How do you manage distributed teams? What methodologies do you use? What tools?

Answer

This is a huge topic, and hundreds of people weigh in every day with thoughts ranging from book-length to tweet-sized.

I have read far too much of it. For a long time I took the topic seriously and looked for substantial ideas, models and theories. I found none. And I couldn't make up any myself either. So I concluded: 99.99% of things written/said about this topic are complete dreck. Here's why.

Managing distributed teams is a subdiscipline of managing teams of any sort to begin with.

Most people who ask or try to answer this question skip the more basic step of becoming good at management first. Most of them are terrible at it.

So face-to-face or distributed, they fail. But if the situation happens to be distributed, there is a convenient situational factor to blame.

People management involves a dozen difficult psychology problems. The fact of a team being "distributed" is basically irrelevant. It is just another situational variable to deal with, like limited budgets, annoying executives, depressed reports, disruptive team members, bad software and so forth.

If you've learned to think your way around all the other age-old parts of management, "distributed" is just another logistics problem to solve. There's nothing particularly unique or new about it.

So why has this topic attracted so much attention in recent times?

Two simple reasons.

First, there's a lot more of it happening, with mobile and virtual workers all over the place. If there's a lot of something happening, it must be important, right?
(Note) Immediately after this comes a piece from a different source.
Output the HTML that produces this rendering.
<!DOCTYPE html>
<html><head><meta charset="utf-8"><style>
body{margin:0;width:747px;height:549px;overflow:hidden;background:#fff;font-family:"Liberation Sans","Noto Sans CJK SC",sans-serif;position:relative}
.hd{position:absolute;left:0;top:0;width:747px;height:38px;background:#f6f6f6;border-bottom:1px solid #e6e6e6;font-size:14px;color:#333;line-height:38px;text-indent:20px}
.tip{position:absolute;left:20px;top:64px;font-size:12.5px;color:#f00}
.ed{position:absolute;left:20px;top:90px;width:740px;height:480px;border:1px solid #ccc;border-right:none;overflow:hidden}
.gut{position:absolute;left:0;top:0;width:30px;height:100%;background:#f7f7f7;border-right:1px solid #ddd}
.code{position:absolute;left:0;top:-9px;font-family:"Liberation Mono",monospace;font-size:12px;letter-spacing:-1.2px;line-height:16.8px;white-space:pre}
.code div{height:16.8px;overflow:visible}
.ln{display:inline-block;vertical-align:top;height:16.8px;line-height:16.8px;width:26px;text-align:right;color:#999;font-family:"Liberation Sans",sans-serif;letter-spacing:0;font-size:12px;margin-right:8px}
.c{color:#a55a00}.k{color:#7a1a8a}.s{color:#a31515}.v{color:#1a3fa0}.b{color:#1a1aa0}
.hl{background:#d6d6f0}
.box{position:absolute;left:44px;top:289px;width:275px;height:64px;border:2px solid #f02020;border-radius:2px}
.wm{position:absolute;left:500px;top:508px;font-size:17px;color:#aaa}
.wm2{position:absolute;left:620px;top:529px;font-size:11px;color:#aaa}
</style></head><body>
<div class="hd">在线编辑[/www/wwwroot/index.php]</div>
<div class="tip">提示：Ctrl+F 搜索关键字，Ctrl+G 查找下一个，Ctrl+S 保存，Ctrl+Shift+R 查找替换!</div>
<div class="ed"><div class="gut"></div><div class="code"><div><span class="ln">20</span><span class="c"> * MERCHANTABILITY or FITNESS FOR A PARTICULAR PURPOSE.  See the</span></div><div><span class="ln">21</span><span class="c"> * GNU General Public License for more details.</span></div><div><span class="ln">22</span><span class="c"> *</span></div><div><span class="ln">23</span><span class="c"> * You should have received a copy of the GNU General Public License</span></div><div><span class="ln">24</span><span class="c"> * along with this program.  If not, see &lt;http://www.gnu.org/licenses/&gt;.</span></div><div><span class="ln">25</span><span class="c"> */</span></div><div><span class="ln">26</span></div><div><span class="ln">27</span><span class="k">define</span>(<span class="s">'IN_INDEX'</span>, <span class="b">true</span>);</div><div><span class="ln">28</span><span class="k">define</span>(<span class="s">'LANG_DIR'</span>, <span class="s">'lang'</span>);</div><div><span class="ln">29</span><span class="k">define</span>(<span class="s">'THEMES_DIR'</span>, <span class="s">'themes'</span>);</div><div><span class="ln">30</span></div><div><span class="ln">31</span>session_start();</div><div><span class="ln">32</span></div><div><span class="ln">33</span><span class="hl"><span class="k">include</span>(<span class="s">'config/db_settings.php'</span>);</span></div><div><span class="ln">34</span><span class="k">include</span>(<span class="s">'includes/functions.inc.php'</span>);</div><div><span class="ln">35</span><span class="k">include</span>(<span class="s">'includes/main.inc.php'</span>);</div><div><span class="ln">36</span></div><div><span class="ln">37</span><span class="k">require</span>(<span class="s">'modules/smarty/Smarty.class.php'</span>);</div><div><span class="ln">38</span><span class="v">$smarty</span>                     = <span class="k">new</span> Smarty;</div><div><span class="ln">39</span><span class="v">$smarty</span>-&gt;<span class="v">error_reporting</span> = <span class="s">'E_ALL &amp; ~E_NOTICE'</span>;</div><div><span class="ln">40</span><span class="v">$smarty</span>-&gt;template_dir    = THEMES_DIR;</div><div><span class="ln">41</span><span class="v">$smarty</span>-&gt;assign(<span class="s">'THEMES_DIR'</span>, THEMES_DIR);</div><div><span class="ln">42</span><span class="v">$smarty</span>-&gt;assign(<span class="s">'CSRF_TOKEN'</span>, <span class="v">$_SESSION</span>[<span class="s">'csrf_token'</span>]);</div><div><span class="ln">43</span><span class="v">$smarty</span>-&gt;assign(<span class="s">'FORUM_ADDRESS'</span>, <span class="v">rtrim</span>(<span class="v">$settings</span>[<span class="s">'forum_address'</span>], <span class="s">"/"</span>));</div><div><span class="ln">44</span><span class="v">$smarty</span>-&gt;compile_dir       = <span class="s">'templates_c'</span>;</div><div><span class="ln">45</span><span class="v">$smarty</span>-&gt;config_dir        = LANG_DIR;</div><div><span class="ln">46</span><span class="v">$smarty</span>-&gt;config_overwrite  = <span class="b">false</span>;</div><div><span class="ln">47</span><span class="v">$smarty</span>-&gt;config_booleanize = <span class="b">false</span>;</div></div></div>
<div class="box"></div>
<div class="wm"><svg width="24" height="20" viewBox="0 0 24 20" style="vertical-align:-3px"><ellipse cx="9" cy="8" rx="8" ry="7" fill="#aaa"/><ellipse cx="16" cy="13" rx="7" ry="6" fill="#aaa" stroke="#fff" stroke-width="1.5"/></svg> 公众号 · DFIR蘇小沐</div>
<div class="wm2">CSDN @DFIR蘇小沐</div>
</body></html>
There's a lot of Lady Gaga going on right now, so she must be important.

Second, a lot of people have tools and technologies to sell that solve technical logistics problems (hearing the voice or seeing the face of someone on the other side of the world). One way to sell these tools is to talk far too much (and way more than necessary) about the supposedly "unique" problems of managing with these tools.
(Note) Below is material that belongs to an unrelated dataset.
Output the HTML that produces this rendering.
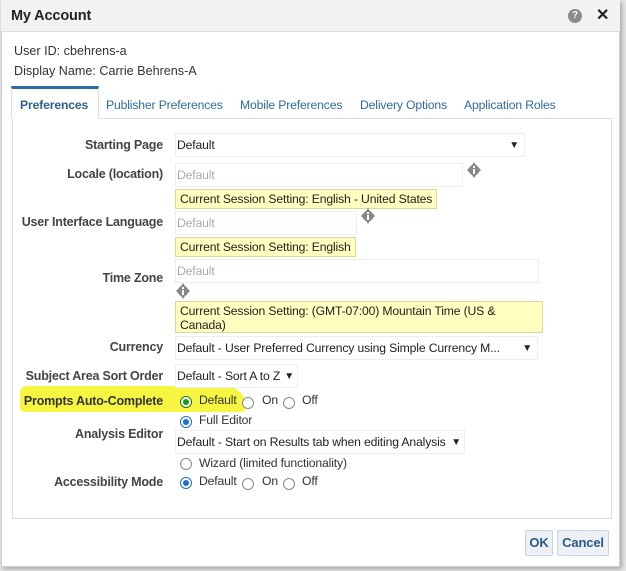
<!DOCTYPE html>
<html><head><style>
*{margin:0;padding:0;box-sizing:border-box}
body{width:626px;height:571px;background:#e4e4e4;font-family:"Liberation Sans",sans-serif;font-size:12.2px;letter-spacing:-0.15px;color:#333;position:relative;overflow:hidden}
.a{position:absolute;white-space:nowrap}
#dlg{position:absolute;left:1px;top:0;width:619px;height:567px;background:#fff;border:1px solid #cfcfcf;box-shadow:2px 2px 4px rgba(0,0,0,.25)}
#title{position:absolute;left:1px;top:0;width:619px;height:32px;background:#f2f2f2;border-bottom:1px solid #ddd}
.lbl{position:absolute;right:463px;text-align:right;white-space:nowrap;font-weight:bold;color:#444;font-size:12.5px;letter-spacing:-0.2px}
.box{position:absolute;border:1px solid #eee;background:#fff;height:24px;padding:4px 1px;color:#222;white-space:nowrap;overflow:hidden}
.ph{color:#aaa}
.yel{position:absolute;background:#ffffc0;border:1px solid #d8d8a0;padding:2px 4px;color:#222;line-height:14px;white-space:nowrap}
.arr{position:absolute;right:5px;top:6px;font-size:10px;background:#fff}
.info{position:absolute;width:14px;height:16px}
.r{position:absolute;width:12px;height:12px;border:1px solid #888;border-radius:50%;background:#fff}
.r.on{border-color:#1a6fd0}
.r.on::after{content:"";position:absolute;left:2px;top:2px;width:6px;height:6px;border-radius:50%;background:#1a6fd0}
.r.g{border-color:#1a7a1a}.r.g::after{background:#1a9a1a}
.btn{position:absolute;top:530px;height:26px;border:1px solid #c8d4de;background:#edf1f5;border-radius:2px;color:#2a5a85;font-weight:bold;font-size:13px;text-align:center;line-height:24px}
</style></head><body>
<div id="dlg"></div>
<div id="title"></div>
<div class="a" style="left:11px;top:8px;font-size:14.5px;font-weight:bold;color:#222">My Account</div>
<div class="a" style="left:568px;top:9px;width:14px;height:14px;border-radius:50%;background:#8a8a8a;color:#fff;font-size:10px;font-weight:bold;text-align:center;line-height:14px">?</div>
<div class="a" style="left:596px;top:5px;font-size:16px;font-weight:bold;color:#222">✕</div>
<div class="a" style="left:14px;top:44px;font-size:12.6px;letter-spacing:0">User ID: cbehrens-a</div>
<div class="a" style="left:14px;top:64px;font-size:12.6px;letter-spacing:0">Display Name: Carrie Behrens-A</div>
<div class="a" style="left:12px;top:118px;width:600px;height:401px;border:1px solid #ddd"></div>
<div class="a" style="left:11px;top:86px;width:88px;height:33px;border:1px solid #ddd;border-top:3px solid #2d6ca2;border-bottom:1px solid #fff;background:#fff"></div>
<div class="a" style="left:20px;top:98px;font-weight:bold;color:#2d5f8c">Preferences</div>
<div class="a" style="left:106px;top:98px;color:#2d6ca2">Publisher Preferences</div>
<div class="a" style="left:240px;top:98px;color:#2d6ca2">Mobile Preferences</div>
<div class="a" style="left:360px;top:98px;color:#2d6ca2">Delivery Options</div>
<div class="a" style="left:464px;top:98px;color:#2d6ca2">Application Roles</div>
<div class="a" style="left:20px;top:386px;width:226px;height:26px;background:#f6f640;border-radius:12px 40px 10px 8px"></div>
<div class="lbl" style="top:138px">Starting Page</div>
<div class="lbl" style="top:167px">Locale (location)</div>
<div class="lbl" style="top:215px">User Interface Language</div>
<div class="lbl" style="top:271px">Time Zone</div>
<div class="lbl" style="top:340px">Currency</div>
<div class="lbl" style="top:369px">Subject Area Sort Order</div>
<div class="lbl" style="top:394px;color:#333">Prompts Auto-Complete</div>
<div class="lbl" style="top:427px">Analysis Editor</div>
<div class="lbl" style="top:475px">Accessibility Mode</div>
<div class="box" style="left:175px;top:133px;width:350px">Default<span class="arr">▼</span></div>
<div class="box ph" style="left:175px;top:163px;width:288px">Default</div>
<svg class="info" style="left:467px;top:162px" viewBox="0 0 14 16"><path d="M7 0L9 3A6 6 0 0 1 12 6L14 8L12 10A6 6 0 0 1 9 13L7 16L5 13A6 6 0 0 1 2 10L0 8L2 6A6 6 0 0 1 5 3Z" fill="#888"/><rect x="6" y="4" width="2" height="2" fill="#fff"/><rect x="6" y="7" width="2" height="5" fill="#fff"/></svg>
<div class="yel" style="left:175px;top:189px">Current Session Setting: English - United States</div>
<div class="box ph" style="left:175px;top:211px;width:182px">Default</div>
<svg class="info" style="left:361px;top:208px" viewBox="0 0 14 16"><path d="M7 0L9 3A6 6 0 0 1 12 6L14 8L12 10A6 6 0 0 1 9 13L7 16L5 13A6 6 0 0 1 2 10L0 8L2 6A6 6 0 0 1 5 3Z" fill="#888"/><rect x="6" y="4" width="2" height="2" fill="#fff"/><rect x="6" y="7" width="2" height="5" fill="#fff"/></svg>
<div class="yel" style="left:175px;top:237px">Current Session Setting: English</div>
<div class="box ph" style="left:175px;top:259px;width:364px">Default</div>
<svg class="info" style="left:176px;top:283px" viewBox="0 0 14 16"><path d="M7 0L9 3A6 6 0 0 1 12 6L14 8L12 10A6 6 0 0 1 9 13L7 16L5 13A6 6 0 0 1 2 10L0 8L2 6A6 6 0 0 1 5 3Z" fill="#888"/><rect x="6" y="4" width="2" height="2" fill="#fff"/><rect x="6" y="7" width="2" height="5" fill="#fff"/></svg>
<div class="yel" style="left:175px;top:301px;width:368px;height:32px">Current Session Setting: (GMT-07:00) Mountain Time (US &amp;<br>Canada)</div>
<div class="box" style="left:175px;top:336px;width:363px">Default - User Preferred Currency using Simple Currency M...<span class="arr">▼</span></div>
<div class="box" style="left:175px;top:364px;width:123px">Default - Sort A to Z <span class="arr" style="right:3px">▼</span></div>
<div class="r on g" style="left:180px;top:396px"></div><div class="a" style="left:199px;top:393px">Default</div>
<div class="r" style="left:242px;top:397px"></div><div class="a" style="left:262px;top:393px">On</div>
<div class="r" style="left:283px;top:397px"></div><div class="a" style="left:302px;top:393px">Off</div>
<div class="r on" style="left:180px;top:416px"></div><div class="a" style="left:199px;top:413px">Full Editor</div>
<div class="box" style="left:175px;top:430px;width:290px">Default - Start on Results tab when editing Analysis<span class="arr" style="right:3px">▼</span></div>
<div class="r" style="left:180px;top:458px"></div><div class="a" style="left:199px;top:456px">Wizard (limited functionality)</div>
<div class="r on" style="left:180px;top:477px"></div><div class="a" style="left:199px;top:474px">Default</div>
<div class="r" style="left:242px;top:478px"></div><div class="a" style="left:262px;top:474px">On</div>
<div class="r" style="left:283px;top:478px"></div><div class="a" style="left:302px;top:474px">Off</div>
<div class="btn" style="left:525px;width:28px">OK</div>
<div class="btn" style="left:557px;width:52px">Cancel</div>
</body></html>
In my experience, given 2 unique people management problems, one face-to-face and the other distributed, if you assess the top 2-3 problems of each team, the chances are very low that being distributed (or not) is actually a causal factor. It is simply an irrelevant variable most of the time.

I mean, think about it. The Rothschild brothers ran most of Europe's banking with a "distributed team" that ran entirely on letters and couriers. Did they whine about the problems of distributed teams? Cardinal Richelieu ran a formidable spy network across the continent. Did he worry about how managing through invisible ink was different from managing face to face? Or did he focus on the basic people problems?

That said "distribution" does have a lot of significance, but not to management of teams. The impact is at a much more fundamental level, having to do with the relationship between people and organizations, and the future of organizations themselves. A lot of people are realizing they don't need traditional employment models at all. Being virtual helps them realize that. They start to orbit away from their traditional relationship with organizations and may decide to go free agent for instance. That's a macroeconomic trend that is too big to influence with management practices. In other words, distribution and virtualization make "managing teams" in the traditional sense moot, because their main effect is to make traditional teams slowly disappear.

So the right question in a sense, is not "how do you manage a distributed team?" but "how do you manage a team comprising people with very non-traditional employment relationships to each other and to the organization, if there is even an organization anchoring the relationship."